3. Store CO₂ cylinders in well-ventilated areas (leaks can cause asphyxiation).
4. Wear appropriate PPE when handling high-pressure CO₂ systems (safety glasses, gloves).
5. Follow OSHA guidelines for compressed gas handling (OSHA Compressed Gas Standards).

Interactive FAQ About CO₂ Pressure Calculations

Why does CO₂ pressure increase with temperature?

According to the ideal gas law, pressure is directly proportional to temperature when volume is constant (Gay-Lussac’s law). As temperature rises, CO₂ molecules gain kinetic energy and collide with container walls more frequently and with greater force, increasing pressure. This relationship explains why aerosol cans warn against exposure to heat – the pressure inside can become dangerously high.

Mathematically: P₁/T₁ = P₂/T₂ (for constant volume and moles)

How accurate is the ideal gas law for CO₂ calculations?

The ideal gas law provides excellent accuracy for CO₂ under most conditions:

• High Accuracy: Within 1% error for pressures below 10 atm and temperatures above 0°C
• Moderate Accuracy: 1-5% error between 10-50 atm or -50°C to 0°C
• Low Accuracy: >5% error near critical point (31.1°C, 72.8 atm) or when liquefaction occurs

For higher precision in non-ideal conditions, use the van der Waals equation:

(P + a(n/V)²)(V – nb) = nRT

Where for CO₂: a = 0.364 L²·atm·mol⁻², b = 0.0427 L/mol

What’s the difference between gauge pressure and absolute pressure?

This calculator provides absolute pressure values, which include atmospheric pressure. Many pressure gauges measure gauge pressure, which is the pressure above atmospheric:

• Absolute Pressure: Total pressure including atmosphere (what our calculator shows)
• Gauge Pressure: Pressure relative to atmosphere (what most gauges show)
• Conversion: P_absolute = P_gauge + P_atmospheric (1 atm or 14.7 psi)

Example: If your gauge reads 20 psi, the absolute pressure is 34.7 psi (20 + 14.7).

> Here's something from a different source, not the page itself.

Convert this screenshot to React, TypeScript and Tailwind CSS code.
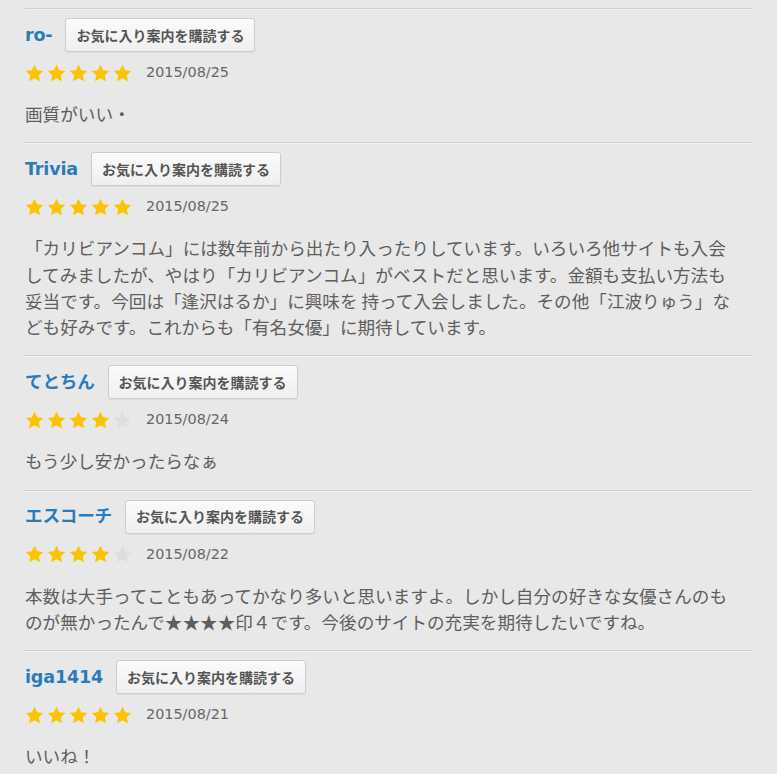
import React from "react";

type Review = {
  name: string;
  rating: number;
  date: string;
  body: string;
};

const reviews: Review[] = [
  { name: "ro-", rating: 5, date: "2015/08/25", body: "画質がいい・" },
  {
    name: "Trivia",
    rating: 5,
    date: "2015/08/25",
    body:
      "「カリビアンコム」には数年前から出たり入ったりしています。いろいろ他サイトも入会してみましたが、やはり「カリビアンコム」がベストだと思います。金額も支払い方法も妥当です。今回は「逢沢はるか」に興味を 持って入会しました。その他「江波りゅう」なども好みです。これからも「有名女優」に期待しています。",
  },
  { name: "てとちん", rating: 4, date: "2015/08/24", body: "もう少し安かったらなぁ" },
  {
    name: "エスコーチ",
    rating: 4,
    date: "2015/08/22",
    body:
      "本数は大手ってこともあってかなり多いと思いますよ。しかし自分の好きな女優さんのものが無かったんで★★★★印４です。今後のサイトの充実を期待したいですね。",
  },
  { name: "iga1414", rating: 5, date: "2015/08/21", body: "いいね！" },
];

function Star({ filled }: { filled: boolean }) {
  return (
    <svg viewBox="0 0 24 24" className="w-[19px] h-[19px]">
      <path
        d="M12 1l3.4 7 7.6.9-5.6 5.3 1.5 7.7L12 18.1l-6.9 3.8 1.5-7.7L1 8.9 8.6 8z"
        fill={filled ? "#fcc400" : "#dedede"}
      />
    </svg>
  );
}

function ReviewItem({ review }: { review: Review }) {
  return (
    <div>
      <div className="h-px bg-[#cfcfcf]" />
      <div className="h-px bg-[#f2f2f2]" />
      <div className="pt-2 pb-[15px]">
        <div className="flex items-center h-[34px]">
          <span className="font-['DejaVu_Sans','Noto_Sans_CJK_JP',sans-serif] font-bold text-[17.6px] tracking-[-0.2px] text-[#2a7bbb]">
            {review.name}
          </span>
          <button className="ml-[13px] h-[34px] px-[10px] rounded-[3px] border border-[#cdcdcd] bg-gradient-to-b from-[#fbfbfb] to-[#efefef] shadow-[0_1px_1px_rgba(0,0,0,0.06)] font-['Noto_Sans_CJK_JP',sans-serif] font-bold text-[14px] text-[#555]">
            お気に入り案内を購読する
          </button>
        </div>
        <div className="flex items-center h-[22px] mt-[10px]">
          <div className="flex gap-[3px]">
            {[0, 1, 2, 3, 4].map((i) => (
              <Star key={i} filled={i < review.rating} />
            ))}
          </div>
          <span className="ml-[14px] font-['DejaVu_Sans',sans-serif] text-[14.4px] text-[#666]">
            {review.date}
          </span>
        </div>
        <p className="mt-[17px] pr-[9px] font-['Noto_Sans_CJK_JP',sans-serif] text-[17.6px] leading-[26.25px] text-[#5e5e5e]">
          {review.body}
        </p>
      </div>
    </div>
  );
}

export default function App() {
  return (
    <div className="min-h-screen bg-[#e8e8e8] pt-2">
      <div className="ml-[25px] w-[727px]">
        {reviews.map((r, idx) => (
          <ReviewItem key={idx} review={r} />
        ))}
      </div>
    </div>
  );
}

Can I use this calculator for CO₂ in liquid or supercritical states?

No, this calculator assumes CO₂ behaves as an ideal gas. For liquid or supercritical CO₂:

• Liquid CO₂: Requires density data and compressibility factors. Liquid CO₂ typically exists at pressures above 5.1 atm and temperatures below 31.1°C.
• Supercritical CO₂: Above 31.1°C and 72.8 atm, CO₂ has both gas and liquid properties. Use specialized equations of state like the Peng-Robinson model.

For these states, consult NIST’s REFPROP database for accurate property data.

How does humidity affect CO₂ pressure measurements?

Humidity introduces water vapor that contributes to total pressure. For accurate CO₂ pressure measurements:

1. Measure relative humidity (RH) and temperature
2. Calculate water vapor pressure using NOAA’s saturation vapor pressure tables
3. Apply Dalton’s law: P_total = P_CO₂ + P_H₂O
4. For dry CO₂ measurements, use desiccants like calcium sulfate

Example: At 25°C and 50% RH, water vapor contributes 0.015 atm to total pressure.

What safety precautions should I take when working with pressurized CO₂?

CO₂ poses several hazards that require proper handling:

Asphyxiation Risk:

• CO₂ concentrations above 5% (50,000 ppm) can cause unconsciousness
• Use in well-ventilated areas or with proper extraction systems
• Install CO₂ monitors in storage areas

Pressure Hazards:

• Never exceed cylinder pressure ratings (typically 1800 psi)
• Use pressure regulators with proper flow ratings
• Inspect hoses and connections for wear before use

Temperature Effects:

• Rapid CO₂ release can cause frostbite (dry ice forms at -78.5°C)
• Use insulated gloves when handling cold equipment
• Avoid skin contact with liquid CO₂ or dry ice

Always follow your organization’s specific CO₂ handling protocols and OSHA’s CO₂ safety guidelines.

How can I verify my CO₂ pressure calculations experimentally?

To validate your calculations, follow this experimental procedure:

1. Equipment Needed: Gas syringe or eudiometer, water bath, digital thermometer, pressure sensor
2. Procedure:
   1. Measure exact CO₂ mass using analytical balance
   2. Transfer to known-volume container (e.g., 100 mL gas syringe)
   3. Equilibrate in water bath at controlled temperature
   4. Measure pressure with calibrated sensor
   5. Compare with calculator results
3. Expected Accuracy: Within 2-5% of calculated values for proper technique
4. Common Error Sources:
   • Temperature gradients in the system
   • Small leaks in connections
   • Incomplete CO₂ transfer
   • Pressure sensor calibration drift

For educational laboratories, Vernier’s gas law sensors provide excellent experimental setups.